Especially on the coast, the sea breeze off the Adriatic can fool you into thinking it's cooler than it is, so remember to regularly apply sunscreen even if it doesn't feel particularly hot.
More than one traveller has returned to their hostel in the evening to discover they've turned an interesting shade of pink after a day on a Croatian beach.
Most people who visit Croatia will spend some time hopping between its stunning islands, either by private yacht or on one of the many ferries that run between the mainland and the islands over the summer.
For the ferries in particular, keep in mind that these journeys can be longer than you think - Split to Dubrovnik, for instance, is nearly nine hours - so avoid the temptation to nab a spot in the sun and stay there for the entire trip. There are plenty of indoor and shaded areas on the ferries to keep you cool.
Unlike bigger European cities that run tourist services all year round, the transport providers along the coast know that summer is their peak time, so services slow down significantly from early September through the winter, until the summer schedule starts again in April/May.
If you're in Croatia during this time, carefully check the ferry and bus timetables so you don't find yourself at an abandoned ferry port at 6am on a freezing winter morning.

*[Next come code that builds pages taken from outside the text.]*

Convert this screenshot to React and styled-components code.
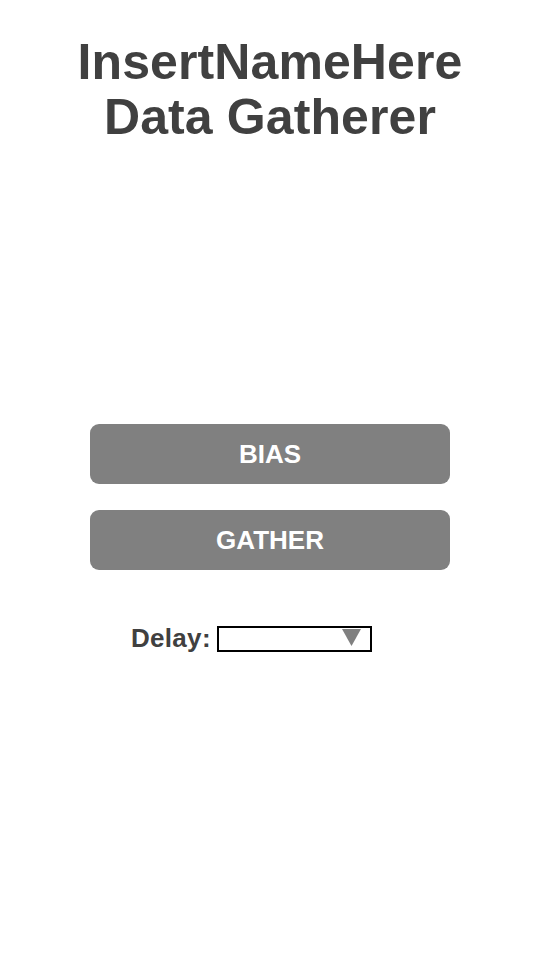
import React from 'react';
import styled, { createGlobalStyle } from 'styled-components';

const GlobalStyle = createGlobalStyle`
  body {
    margin: 0;
    background: #ffffff;
    font-family: "Liberation Sans", Arial, sans-serif;
  }
`;

const Page = styled.div`
  width: 540px;
  height: 960px;
  display: flex;
  flex-direction: column;
  align-items: center;
`;

const Title = styled.h1`
  margin: 35px 0 0;
  font-size: 50px;
  line-height: 55px;
  font-weight: bold;
  color: #404040;
  text-align: center;
  letter-spacing: 0.1px;
`;

const Actions = styled.div`
  margin-top: 279px;
  display: flex;
  flex-direction: column;
  gap: 26px;
`;

const ActionButton = styled.button`
  width: 360px;
  height: 60px;
  border: none;
  border-radius: 9px;
  background: #808080;
  color: #ffffff;
  font-family: "Liberation Sans", Arial, sans-serif;
  font-size: 26px;
  font-weight: bold;
  cursor: pointer;
  padding: 0;
`;

const DelayRow = styled.div`
  margin-top: 53px;
  align-self: flex-start;
  margin-left: 131px;
  display: flex;
  align-items: center;
  gap: 6px;
`;

const Label = styled.span`
  font-size: 26px;
  font-weight: bold;
  color: #404040;
  letter-spacing: 0.3px;
`;

const Select = styled.div`
  box-sizing: border-box;
  width: 155px;
  height: 26px;
  border: 2px solid #000;
  display: flex;
  justify-content: flex-end;
  align-items: flex-start;
  padding: 1px 9px 0 0;
`;

function App() {
  return (
    <>
      <GlobalStyle />
      <Page>
        <Title>
          InsertNameHere
          <br />
          Data Gatherer
        </Title>
        <Actions>
          <ActionButton>BIAS</ActionButton>
          <ActionButton>GATHER</ActionButton>
        </Actions>
        <DelayRow>
          <Label>Delay:</Label>
          <Select>
            <svg width="19" height="17" viewBox="0 0 19 17">
              <polygon points="0,0 19,0 9.5,17" fill="#808080" />
            </svg>
          </Select>
        </DelayRow>
      </Page>
    </>
  );
}

export default App;
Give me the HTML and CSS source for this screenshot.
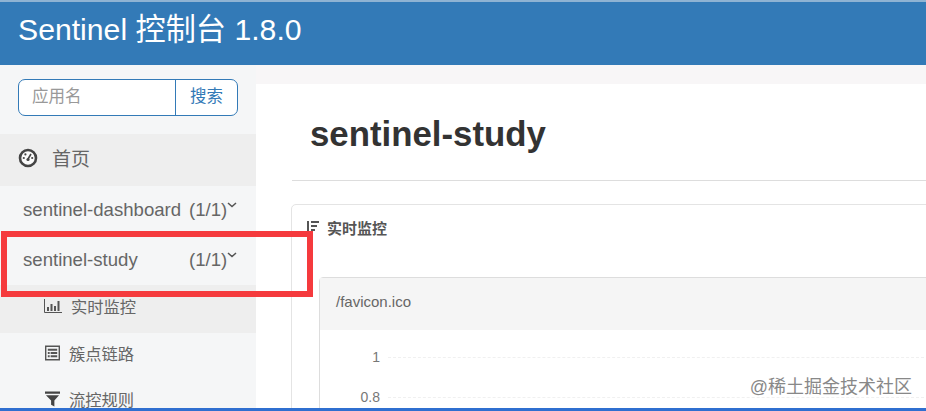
FILE: index.html
```html
<!DOCTYPE html>
<html lang="en">

<head>
    <meta charset="UTF-8">
    <meta name="viewport" content="width=device-width, initial-scale=1.0">
    <title>Sentinel 控制台</title>
    <link rel="stylesheet" href="styles.css">
</head>

<body>
    <header class="topbar">Sentinel 控制台 1.8.0</header>

    <div class="layout">
        <aside class="sidebar">
            <div class="search">
                <div class="search-input">应用名</div>
                <div class="search-btn">搜索</div>
            </div>

            <div class="nav-home">
                <svg class="home-icon" viewBox="0 0 20 20">
                    <circle cx="10" cy="10" r="8" fill="#fafafa" stroke="#444" stroke-width="2.6"/>
                    <circle cx="5.8" cy="10" r="1.1" fill="#444"/>
                    <circle cx="7.4" cy="6.4" r="1.1" fill="#444"/>
                    <circle cx="14.2" cy="10" r="1.1" fill="#444"/>
                    <path d="M13 6 L10 11" stroke="#444" stroke-width="1.6"/>
                    <circle cx="10" cy="11.5" r="1.6" fill="#444"/>
                </svg>
                <span>首页</span>
            </div>

            <div class="app-row">
                <span class="app-name">sentinel-dashboard</span>
                <span class="app-count">(1/1)</span>
                <svg class="chevron" viewBox="0 0 10 6"><path d="M1 1 L5 4.6 L9 1" fill="none" stroke="#555" stroke-width="1.5"/></svg>
            </div>
            <div class="app-row">
                <span class="app-name">sentinel-study</span>
                <span class="app-count">(1/1)</span>
                <svg class="chevron" viewBox="0 0 10 6"><path d="M1 1 L5 4.6 L9 1" fill="none" stroke="#555" stroke-width="1.5"/></svg>
            </div>

            <div class="sub-item sub-active">
                <svg class="sub-icon" viewBox="0 0 18 14">
                    <path d="M.5 0 V13.5 H18" fill="none" stroke="#555" stroke-width="1"/>
                    <path d="M3 8h2v4H3zM6.500 5h2v7h-2zM10 7h2v5h-2zM13.500 2h2v10h-2z" fill="#555"/>
                </svg>
                <span>实时监控</span>
            </div>
            <div class="sub-item">
                <svg class="sub-icon sub-icon-list" viewBox="0 0 16 16">
                    <path fill-rule="evenodd" d="M0 0h16v16H0z M1.500 1.500v13h13v-13z" fill="#555"/>
                    <path d="M3 3.500h10v2H3zM3 7h2v2H3zM6 7h7v2H6zM3 10.500h2v2H3zM6 10.500h7v2H6z" fill="#555"/>
                </svg>
                <span>簇点链路</span>
            </div>
            <div class="sub-item">
                <svg class="sub-icon sub-icon-list" viewBox="0 0 16 16">
                    <path d="M0 0h16v2.500H0zM1 4h14L10 9.500V16L6.500 14V9.500z" fill="#444"/>
                </svg>
                <span>流控规则</span>
            </div>
        </aside>

        <main class="content">
            <div class="strip"></div>
            <div class="panel">
                <h1 class="page-title">sentinel-study</h1>
                <div class="card">
                    <div class="card-title">
                        <svg class="sort-icon" viewBox="0 0 13 13">
                            <path d="M1 0h2v13H1zM5 0h8v2H5zM5 4h6v2H5zM5 8h4v2H5z" fill="#555"/>
                        </svg>
                        <span>实时监控</span>
                    </div>
                    <div class="inner-card">
                        <div class="inner-head">/favicon.ico</div>
                        <div class="chart">
                            <div class="chart-row"><span class="tick">1</span><span class="grid-line"></span></div>
                            <div class="chart-row"><span class="tick">0.8</span><span class="grid-line"></span></div>
                        </div>
                    </div>
                </div>
            </div>
        </main>
    </div>

    <div class="red-box"></div>
    <div class="watermark">@稀土掘金技术社区</div>
    <div class="bottom-line"></div>
</body>

</html>
```

FILE: styles.css
```css
* {
    box-sizing: border-box;
}

html,
body {
    margin: 0;
    padding: 0;
    height: 411px;
    overflow: hidden;
}

body {
    position: relative;
    font-family: "Liberation Sans", "Noto Sans CJK SC", sans-serif;
    color: #555;
    background-color: #fff;
}

.topbar {
    height: 65px;
    padding: 9px 0 0 18px;
    border-top: 2px solid #8fb3d3;
    background-color: #337ab7;
    color: #fff;
    font-size: 30.200px;
    line-height: 38px;
}

.layout {
    display: flex;
    height: 346px;
    overflow: hidden;
}

.sidebar {
    width: 256px;
    flex-shrink: 0;
    overflow: hidden;
    background-color: #f5f6f7;
}

.search {
    display: flex;
    width: 220px;
    height: 37px;
    margin: 14px 0 0 18px;
    border: 1px solid #337ab7;
    border-radius: 7px;
    background-color: #fff;
    font-size: 16.500px;
    line-height: 33px;
}

.search-input {
    width: 157px;
    padding-left: 13px;
    border-right: 1px solid #337ab7;
    color: #999;
}

.search-btn {
    flex: 1;
    text-align: center;
    color: #337ab7;
}

.nav-home {
    display: flex;
    align-items: center;
    height: 52px;
    margin-top: 18px;
    padding: 0 0 5px 18px;
    background-color: #eeeeee;
    font-size: 19px;
    color: #666;
}

.home-icon {
    width: 20px;
    height: 20px;
    margin: 1px 14px 0 0;
}

.app-row {
    position: relative;
    display: flex;
    height: 50px;
    padding: 0 0 3px 23px;
    align-items: center;
    font-size: 18.600px;
    color: #666;
}

.app-name {
    width: 166px;
}

.chevron {
    width: 10px;
    height: 6px;
    margin: -10px 0 0 0;
}

.sub-item {
    display: flex;
    align-items: center;
    height: 46px;
    padding: 0 0 7px 44px;
    font-size: 16.300px;
    color: #666;
}

.sub-active {
    height: 48px;
    background-color: #eeeeee;
    margin-top: -1px;
}

.sub-icon {
    width: 18px;
    height: 14px;
    margin-right: 9px;
}

.sub-icon-list {
    width: 15px;
    height: 16px;
    margin-left: 1px;
    margin-right: 9px;
}

.content {
    flex: 1;
    display: flex;
    flex-direction: column;
    min-width: 0;
}

.strip {
    height: 19px;
    background-color: #f8f6f7;
}

.panel {
    flex: 1;
    overflow: hidden;
    margin-left: 2px;
    padding-left: 34px;
    background-color: #fff;
}

.page-title {
    margin: 0;
    height: 97px;
    padding: 31px 0 0 18px;
    border-bottom: 1px solid #ddd;
    font-size: 34.800px;
    line-height: 38px;
    font-weight: bold;
    color: #333;
}

.card {
    margin: 23px -10px 0 -1px;
    height: 300px;
    border: 1px solid #e4e4e4;
    border-radius: 5px;
    padding: 12px 0 0 14px;
}

.card-title {
    display: flex;
    align-items: center;
    gap: 8px;
    height: 20px;
    font-size: 15px;
    font-weight: bold;
    color: #555;
}

.sort-icon {
    width: 13px;
    height: 13px;
}

.inner-card {
    margin: 40px 0 0 13px;
    border: 1px solid #ddd;
    border-radius: 4px;
    height: 200px;
}

.inner-head {
    height: 52px;
    padding-left: 16px;
    background-color: #f5f5f5;
    font-size: 15px;
    line-height: 48px;
    color: #666;
}

.chart {
    padding-top: 7px;
}

.chart-row {
    display: flex;
    align-items: center;
    height: 40px;
}

.tick {
    width: 60px;
    text-align: right;
    font-size: 14px;
    color: #777;
}

.grid-line {
    flex: 1;
    margin-left: 8px;
    border-top: 1px dashed #f0f0f0;
}

/* annotation drawn over the screenshot */
.red-box {
    position: absolute;
    left: 1px;
    top: 231px;
    width: 312px;
    height: 66px;
    border: 6px solid #f53a3d;
}

.watermark {
    position: absolute;
    right: 14px;
    top: 377px;
    font-size: 18px;
    line-height: 20px;
    color: #888;
}

.bottom-line {
    position: absolute;
    left: 0;
    right: 0;
    bottom: 0;
    height: 3px;
    background-color: #2f6fd0;
}
```
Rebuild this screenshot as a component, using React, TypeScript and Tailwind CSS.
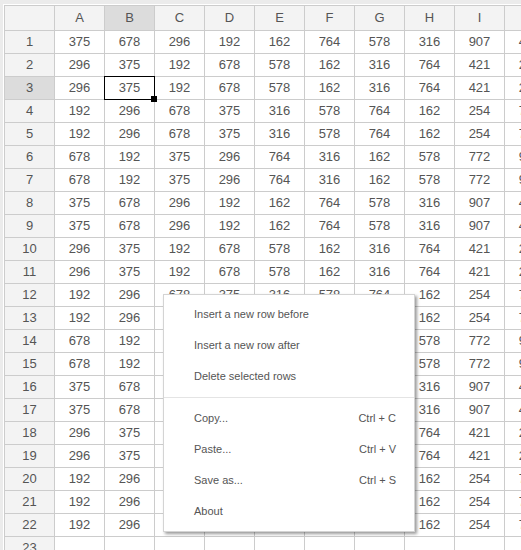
import React from 'react';

const COLS = ['A', 'B', 'C', 'D', 'E', 'F', 'G', 'H', 'I', 'J'];

const PATTERNS: Record<string, string[]> = {
  a: ['375', '678', '296', '192', '162', '764', '578', '316', '907', '421'],
  b: ['296', '375', '192', '678', '578', '162', '316', '764', '421', '254'],
  c: ['192', '296', '678', '375', '316', '578', '764', '162', '254', '772'],
  d: ['678', '192', '375', '296', '764', '316', '162', '578', '772', '907'],
};

// row order as seen in the sheet
const ROWS = ['a', 'b', 'b', 'c', 'c', 'd', 'd', 'a', 'a', 'b', 'b', 'c', 'c', 'd', 'd', 'a', 'a', 'b', 'b', 'c', 'c', 'c'];

const SEL_ROW = 2;
const SEL_COL = 1;

type MenuItem = { label: string; shortcut?: string } | 'sep';

const MENU: MenuItem[] = [
  { label: 'Insert a new row before' },
  { label: 'Insert a new row after' },
  { label: 'Delete selected rows' },
  'sep',
  { label: 'Copy...', shortcut: 'Ctrl + C' },
  { label: 'Paste...', shortcut: 'Ctrl + V' },
  { label: 'Save as...', shortcut: 'Ctrl + S' },
  { label: 'About' },
];

const ContextMenu: React.FC = () => (
  <div className="absolute left-[163px] top-[294px] w-[252px] bg-white border border-[#d4d4d4] py-[4px] shadow-[2px_2px_3px_rgba(0,0,0,0.4)] z-20">
    {MENU.map((item, i) =>
      item === 'sep' ? (
        <div key={i} className="h-px bg-[#e4e4e4] my-[5px]" />
      ) : (
        <div key={i} className="h-[31px] flex items-center justify-between pl-[30px] pr-[18px] text-[11px] text-[#555]">
          <span>{item.label}</span>
          {item.shortcut && <span>{item.shortcut}</span>}
        </div>
      )
    )}
  </div>
);

const App: React.FC = () => (
  <div
    className="relative w-[521px] h-[550px] overflow-hidden bg-[#ebebeb] pt-[4px] pl-[3px]"
    style={{ fontFamily: '"Liberation Sans", Arial, sans-serif' }}
  >
    <div className="border-l border-t border-white w-max">
      <div className="border-l border-t border-[#ccc] w-max text-[13px] text-[#555]">
        {/* HEADER */}
        <div className="flex">
          <div className="w-[50px] h-[25px] border-r border-b border-[#ccc] bg-[#f3f3f3]" />
          {COLS.map((c, ci) => (
            <div
              key={c}
              className={`w-[50px] h-[25px] border-r border-b border-[#ccc] flex items-center justify-center ${
                ci === SEL_COL ? 'bg-[#dcdcdc]' : 'bg-[#f3f3f3]'
              }`}
            >
              {c}
            </div>
          ))}
        </div>

        {/* BODY */}
        {[...ROWS, ''].map((p, ri) => (
          <div key={ri} className="flex">
            <div
              className={`w-[50px] h-[23px] border-r border-b border-[#ccc] flex items-center justify-center ${
                ri === SEL_ROW ? 'bg-[#dcdcdc]' : 'bg-[#f3f3f3]'
              }`}
            >
              {ri + 1}
            </div>
            {COLS.map((c, ci) => {
              const selected = ri === SEL_ROW && ci === SEL_COL;
              return (
                <div
                  key={c}
                  className={`relative w-[50px] h-[23px] border-r border-b border-[#ccc] bg-white flex items-center justify-center ${
                    selected ? 'z-10' : ''
                  }`}
                >
                  {p ? PATTERNS[p][ci] : ''}
                  {selected && (
                    <>
                      <div className="absolute left-[-1px] top-[-1px] w-[51px] h-[24px] border border-black" />
                      <div className="absolute right-[-3px] bottom-[-3px] w-[6px] h-[6px] bg-black" />
                    </>
                  )}
                </div>
              );
            })}
          </div>
        ))}
      </div>
    </div>

    <ContextMenu />
  </div>
);

export default App;
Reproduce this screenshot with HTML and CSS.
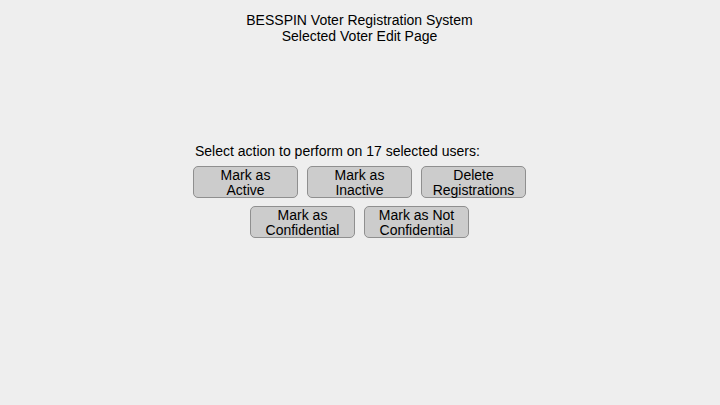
FILE: index.html
```html
<!DOCTYPE html>
<html>
<head>
<meta charset="utf-8">
<link rel="stylesheet" href="styles.css">
</head>
<body>
<header class="header">
  <div>BESSPIN Voter Registration System</div>
  <div>Selected Voter Edit Page</div>
</header>
<main class="panel">
  <div class="prompt">Select action to perform on 17 selected users:</div>
  <div class="actions">
    <button class="btn">Mark as<br>Active</button>
    <button class="btn">Mark as<br>Inactive</button>
    <button class="btn">Delete<br>Registrations</button>
    <button class="btn">Mark as<br>Confidential</button>
    <button class="btn">Mark as Not<br>Confidential</button>
  </div>
</main>
</body>
</html>
```
FILE: styles.css
```css
html {
  margin: 0;
  padding: 0;
  background: #eeeeee;
  width: 720px;
  height: 405px;
  overflow: hidden;
}
body {
  margin: 0 1px 0 0;
  padding: 0;
  font-family: "Liberation Sans", Arial, sans-serif;
  font-size: 14px;
  color: #000;
}
.header {
  padding-top: 12px;
  text-align: center;
  line-height: 16px;
}
.panel {
  width: 333px;
  margin: 99px auto 0;
}
.prompt {
  line-height: 16px;
  padding-left: 2px;
  margin-bottom: 7px;
}
.actions {
  display: flex;
  flex-wrap: wrap;
  justify-content: center;
  gap: 8px 9px;
}
.btn {
  box-sizing: border-box;
  width: 105px;
  height: 32px;
  padding: 1px 0 0;
  background: #cccccc;
  border: 1px solid #8f8f8f;
  border-radius: 5px;
  font-family: "Liberation Sans", Arial, sans-serif;
  font-size: 14px;
  line-height: 15px;
  color: #000;
  text-align: center;
}
```
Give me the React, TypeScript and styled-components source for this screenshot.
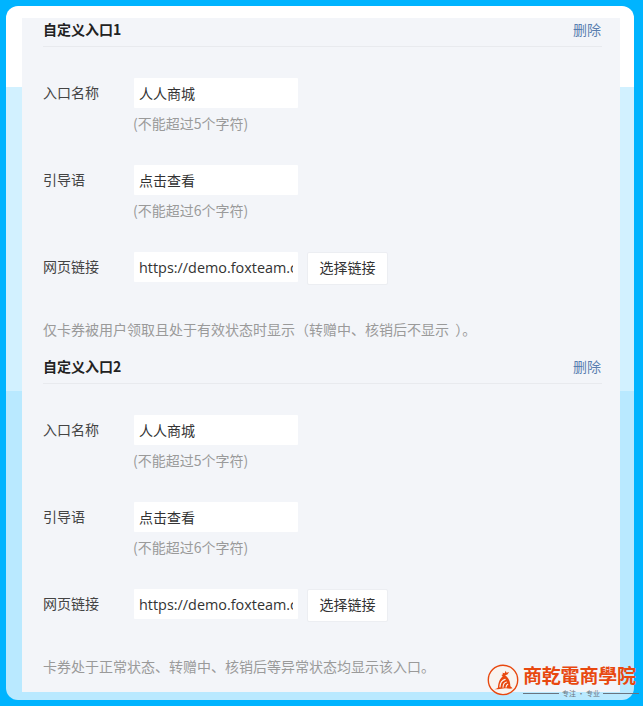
import React from "react";
import styled, { createGlobalStyle } from "styled-components";

const Global = createGlobalStyle`
  html, body { margin: 0; padding: 0; background: #00b4ff; }
  body { font-family: "Open Sans", "Noto Sans CJK SC", sans-serif; font-size: 14px; }
`;

const Frame = styled.div`
  position: relative;
  box-sizing: border-box;
  width: 643px;
  height: 706px;
  overflow: hidden;
  background: #00b4ff;
  padding: 6px 9px 6px 6px;
`;

const Screen = styled.div`
  box-sizing: border-box;
  height: 694px;
  border-radius: 12px;
  overflow: hidden;
  padding: 12px 14px 8px 16px;
  background: linear-gradient(
    to bottom,
    #ffffff 0 81px,
    #d2f1ff 81px 385px,
    #b9e9ff 385px 100%
  );
`;

const Card = styled.div`
  box-sizing: border-box;
  height: 674px;
  overflow: hidden;
  padding: 0 18px 0 21px;
  background: #f3f5f9;
`;

const Section = styled.section`
  height: 337px;
`;

const Head = styled.div`
  box-sizing: border-box;
  height: 29px;
  display: flex;
  align-items: center;
  justify-content: space-between;
  padding-bottom: 7px;
  border-bottom: 1px solid #e8eaee;
`;

const Title = styled.h3`
  margin: 0;
  font: 700 14px/20px "Noto Sans CJK SC", sans-serif;
  color: #222;
`;

const Remove = styled.a`
  margin-right: 1px;
  font: 400 14px/20px "Noto Sans CJK SC", sans-serif;
  color: #5a7fb0;
`;

const Form = styled.div`
  display: flex;
  flex-direction: column;
  gap: 19px;
  padding-top: 31px;
`;

const Row = styled.div`
  display: flex;
  align-items: flex-start;
  min-height: 68px;
`;

const LinkRow = styled(Row)`
  min-height: 32px;
`;

const Label = styled.label`
  width: 91px;
  flex: none;
  font: 400 14px/28px "Noto Sans CJK SC", sans-serif;
  color: #444;
`;

const Field = styled.div`
  display: flex;
  flex-direction: column;
`;

const Input = styled.input`
  box-sizing: border-box;
  width: 164px;
  height: 30px;
  margin: 0;
  padding: 0 5px 1px;
  border: 0;
  border-radius: 1px;
  outline: none;
  background: #fff;
  color: #333;
  font: 400 14px "Open Sans", "Noto Sans CJK SC", sans-serif;
`;

const UrlInput = styled(Input)`
  padding-bottom: 0;
  font-size: 14.4px;
`;

const Hint = styled.div`
  margin-top: 5px;
  margin-left: -1px;
  font: 400 14px/20px "Noto Sans CJK SC", sans-serif;
  color: #9a9a9a;
`;

const PickButton = styled.button`
  box-sizing: border-box;
  width: 81px;
  height: 33px;
  margin-left: 9px;
  padding: 0 0 3px;
  border: 1px solid #eceef2;
  border-radius: 2px;
  background: #fff;
  color: #333;
  font: 400 14px "Noto Sans CJK SC", sans-serif;
`;

const Note = styled.p`
  margin: 34px 0 0;
  font: 400 14px/20px "Noto Sans CJK SC", sans-serif;
  color: #9a9a9a;
`;

const Logo = styled.div`
  position: absolute;
  left: 487px;
  top: 661px;
  width: 152px;
  height: 40px;
  display: flex;
  gap: 4px;
`;

const LogoText = styled.div`
  display: flex;
  flex-direction: column;
  margin-top: 2px;
`;

const LogoName = styled.div`
  font: 700 19px/24px "Noto Sans CJK TC", sans-serif;
  color: #e8480f;
  white-space: nowrap;
  width: 116px;
  letter-spacing: -0.2px;
`;

const Tagline = styled.div`
  display: flex;
  align-items: center;
  gap: 3px;
  margin-top: 1px;
  font: 400 7px/10px "Noto Sans CJK SC", sans-serif;
  color: #6a7480;
  white-space: nowrap;
  &::before, &::after {
    content: "";
    flex: 1;
    height: 1px;
    background: #6a7480;
  }
`;

const entries = [
  { n: 1, note: "仅卡券被用户领取且处于有效状态时显示（转赠中、核销后不显示\u00a0\u00a0）。" },
  { n: 2, note: "卡券处于正常状态、转赠中、核销后等异常状态均显示该入口。" },
];

const noop = () => {};

export default function App() {
  return (
    <>
      <Global />
      <Frame>
        <Screen>
          <Card>
            {entries.map((e) => (
              <Section key={e.n}>
                <Head>
                  <Title>自定义入口{e.n}</Title>
                  <Remove>删除</Remove>
                </Head>
                <Form>
                  <Row>
                    <Label>入口名称</Label>
                    <Field>
                      <Input value="人人商城" onChange={noop} />
                      <Hint>(不能超过5个字符)</Hint>
                    </Field>
                  </Row>
                  <Row>
                    <Label>引导语</Label>
                    <Field>
                      <Input value="点击查看" onChange={noop} />
                      <Hint>(不能超过6个字符)</Hint>
                    </Field>
                  </Row>
                  <LinkRow>
                    <Label>网页链接</Label>
                    <UrlInput value="https://demo.foxteam.cc/app" onChange={noop} />
                    <PickButton>选择链接</PickButton>
                  </LinkRow>
                </Form>
                <Note>{e.note}</Note>
              </Section>
            ))}
          </Card>
        </Screen>
        <Logo>
          <svg width="37" height="37" viewBox="0 0 37 37" fill="none">
            <circle cx="18.5" cy="19" r="17" fill="#f8f4f0" stroke="#e8480f" strokeWidth="1.6" />
            <path
              d="M8 30c2-.8 3.5-1 4.6-2 .4-5 1.6-10 5.6-13.4l-1.6-1.4 2-.8-.8-1.6 2.6.6 1.2-3 1 2.4 3-1-2 3-2.6.8c4 2.6 6 7.4 6 12.6l2.6 2.4c-2.6.8-5 .4-7.4 0-3.4-.4-6.4.8-9.6 1.2-2 .2-3.2 0-4.6.2z"
              fill="#e8480f"
            />
            <path
              d="M15 27c.2-4 2.4-7.600 6-8.600M18.500 27.400c.2-3 1.500-5.400 4-6M22 27.400c.2-1.500.8-2.800 2-3.400"
              stroke="#f8f4f0"
              strokeWidth="1.300"
              strokeLinecap="round"
            />
          </svg>
          <LogoText>
            <LogoName>商乾電商學院</LogoName>
            <Tagline>专注 · 专业</Tagline>
          </LogoText>
        </Logo>
      </Frame>
    </>
  );
}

Because while Croatia sizzles in summer, it freezes in winter - especially inland. Temperatures along the coast average 5C to 10C during the winter months but can drop well below 0C in Zagreb and other inland areas.
Croatia also gets the "bura", which is a north to north-eastern wind that affects many parts of the Adriatic. It mostly occurs during winter and is most strongly felt in the Velebit mountain range, which sits between the continental climate inland and the Mediterranean climate of the coast. It brings hurricane-strength winds with speeds of up to 220km per hour.
If you're going sailing during the winter months, be aware that these winds can start quickly and pose significant dangers on the water. It has also been known to affect road traffic, so take care when driving in this region.
In the Croatian mountains, which are popular for hiking and mountain climbing, the weather can change quickly and overnight temperatures can drop rapidly even in the warmer months. Ensure you're well prepared with adequate clothing and protective gear.
Even if you're an experienced hiker or climber, it's a good idea to seek local guides' advice on the conditions of the day before you set off and follow their instructions.
If you get caught out, the emergency number for Croatia is 112 and they will be able to link you through to the Croatian Mountain Rescue service.